* PROBLEM DESCRIPTION *
Write out the entries verbatim and leave the images out of the copy.

"""

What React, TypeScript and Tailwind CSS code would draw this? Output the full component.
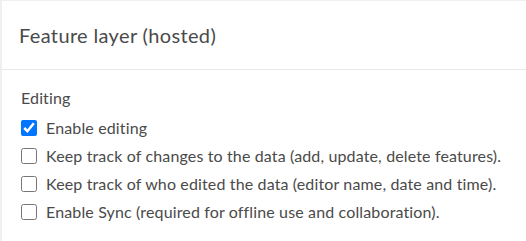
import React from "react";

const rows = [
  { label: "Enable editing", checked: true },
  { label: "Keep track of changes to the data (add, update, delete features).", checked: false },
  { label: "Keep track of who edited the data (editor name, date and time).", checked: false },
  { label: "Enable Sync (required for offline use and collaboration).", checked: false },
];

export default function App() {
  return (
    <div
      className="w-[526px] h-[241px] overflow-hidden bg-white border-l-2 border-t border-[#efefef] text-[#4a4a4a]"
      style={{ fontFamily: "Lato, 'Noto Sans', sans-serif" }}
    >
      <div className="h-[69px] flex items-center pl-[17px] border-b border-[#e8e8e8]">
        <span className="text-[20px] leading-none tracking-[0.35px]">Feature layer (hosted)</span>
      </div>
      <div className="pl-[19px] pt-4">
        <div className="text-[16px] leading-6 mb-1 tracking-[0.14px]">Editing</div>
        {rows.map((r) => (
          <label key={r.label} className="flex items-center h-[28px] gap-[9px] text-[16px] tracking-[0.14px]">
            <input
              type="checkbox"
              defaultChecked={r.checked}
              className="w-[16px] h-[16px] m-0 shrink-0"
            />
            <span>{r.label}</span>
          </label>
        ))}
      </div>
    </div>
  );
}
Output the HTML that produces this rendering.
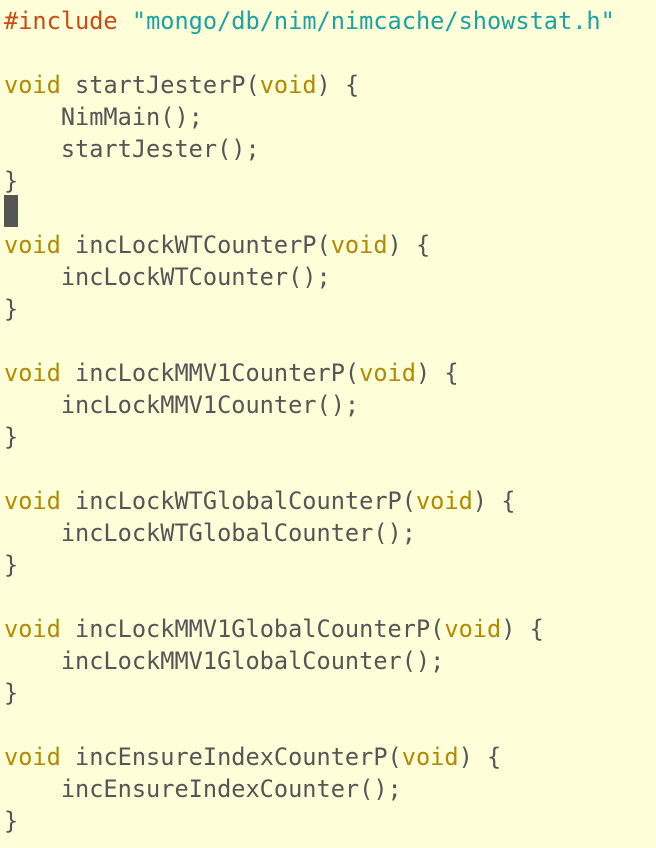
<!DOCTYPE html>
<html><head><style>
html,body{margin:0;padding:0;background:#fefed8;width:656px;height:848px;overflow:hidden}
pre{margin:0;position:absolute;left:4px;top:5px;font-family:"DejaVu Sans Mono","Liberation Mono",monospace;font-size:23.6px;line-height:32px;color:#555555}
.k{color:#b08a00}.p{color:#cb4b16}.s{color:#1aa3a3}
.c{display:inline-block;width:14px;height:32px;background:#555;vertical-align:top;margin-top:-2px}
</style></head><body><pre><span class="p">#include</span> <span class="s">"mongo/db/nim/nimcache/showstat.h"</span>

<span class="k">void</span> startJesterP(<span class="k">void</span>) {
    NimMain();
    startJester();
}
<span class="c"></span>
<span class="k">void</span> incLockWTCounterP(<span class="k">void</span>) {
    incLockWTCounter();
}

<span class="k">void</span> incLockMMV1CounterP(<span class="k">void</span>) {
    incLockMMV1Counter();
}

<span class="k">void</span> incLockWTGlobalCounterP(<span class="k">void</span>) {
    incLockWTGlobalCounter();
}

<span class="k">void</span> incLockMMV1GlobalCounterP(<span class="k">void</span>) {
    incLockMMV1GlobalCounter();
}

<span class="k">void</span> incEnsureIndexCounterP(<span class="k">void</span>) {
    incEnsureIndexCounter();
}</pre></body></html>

"""

* TASK SOLUTION *
What React, TypeScript and Tailwind CSS code would draw this? Output the full component.
import React from "react";

const rows = [
  { label: "Enable editing", checked: true },
  { label: "Keep track of changes to the data (add, update, delete features).", checked: false },
  { label: "Keep track of who edited the data (editor name, date and time).", checked: false },
  { label: "Enable Sync (required for offline use and collaboration).", checked: false },
];

export default function App() {
  return (
    <div
      className="w-[526px] h-[241px] overflow-hidden bg-white border-l-2 border-t border-[#efefef] text-[#4a4a4a]"
      style={{ fontFamily: "Lato, 'Noto Sans', sans-serif" }}
    >
      <div className="h-[69px] flex items-center pl-[17px] border-b border-[#e8e8e8]">
        <span className="text-[20px] leading-none tracking-[0.35px]">Feature layer (hosted)</span>
      </div>
      <div className="pl-[19px] pt-4">
        <div className="text-[16px] leading-6 mb-1 tracking-[0.14px]">Editing</div>
        {rows.map((r) => (
          <label key={r.label} className="flex items-center h-[28px] gap-[9px] text-[16px] tracking-[0.14px]">
            <input
              type="checkbox"
              defaultChecked={r.checked}
              className="w-[16px] h-[16px] m-0 shrink-0"
            />
            <span>{r.label}</span>
          </label>
        ))}
      </div>
    </div>
  );
}
Output the HTML that produces this rendering.
<!DOCTYPE html>
<html><head><style>
html,body{margin:0;padding:0;background:#fefed8;width:656px;height:848px;overflow:hidden}
pre{margin:0;position:absolute;left:4px;top:5px;font-family:"DejaVu Sans Mono","Liberation Mono",monospace;font-size:23.6px;line-height:32px;color:#555555}
.k{color:#b08a00}.p{color:#cb4b16}.s{color:#1aa3a3}
.c{display:inline-block;width:14px;height:32px;background:#555;vertical-align:top;margin-top:-2px}
</style></head><body><pre><span class="p">#include</span> <span class="s">"mongo/db/nim/nimcache/showstat.h"</span>

<span class="k">void</span> startJesterP(<span class="k">void</span>) {
    NimMain();
    startJester();
}
<span class="c"></span>
<span class="k">void</span> incLockWTCounterP(<span class="k">void</span>) {
    incLockWTCounter();
}

<span class="k">void</span> incLockMMV1CounterP(<span class="k">void</span>) {
    incLockMMV1Counter();
}

<span class="k">void</span> incLockWTGlobalCounterP(<span class="k">void</span>) {
    incLockWTGlobalCounter();
}

<span class="k">void</span> incLockMMV1GlobalCounterP(<span class="k">void</span>) {
    incLockMMV1GlobalCounter();
}

<span class="k">void</span> incEnsureIndexCounterP(<span class="k">void</span>) {
    incEnsureIndexCounter();
}</pre></body></html>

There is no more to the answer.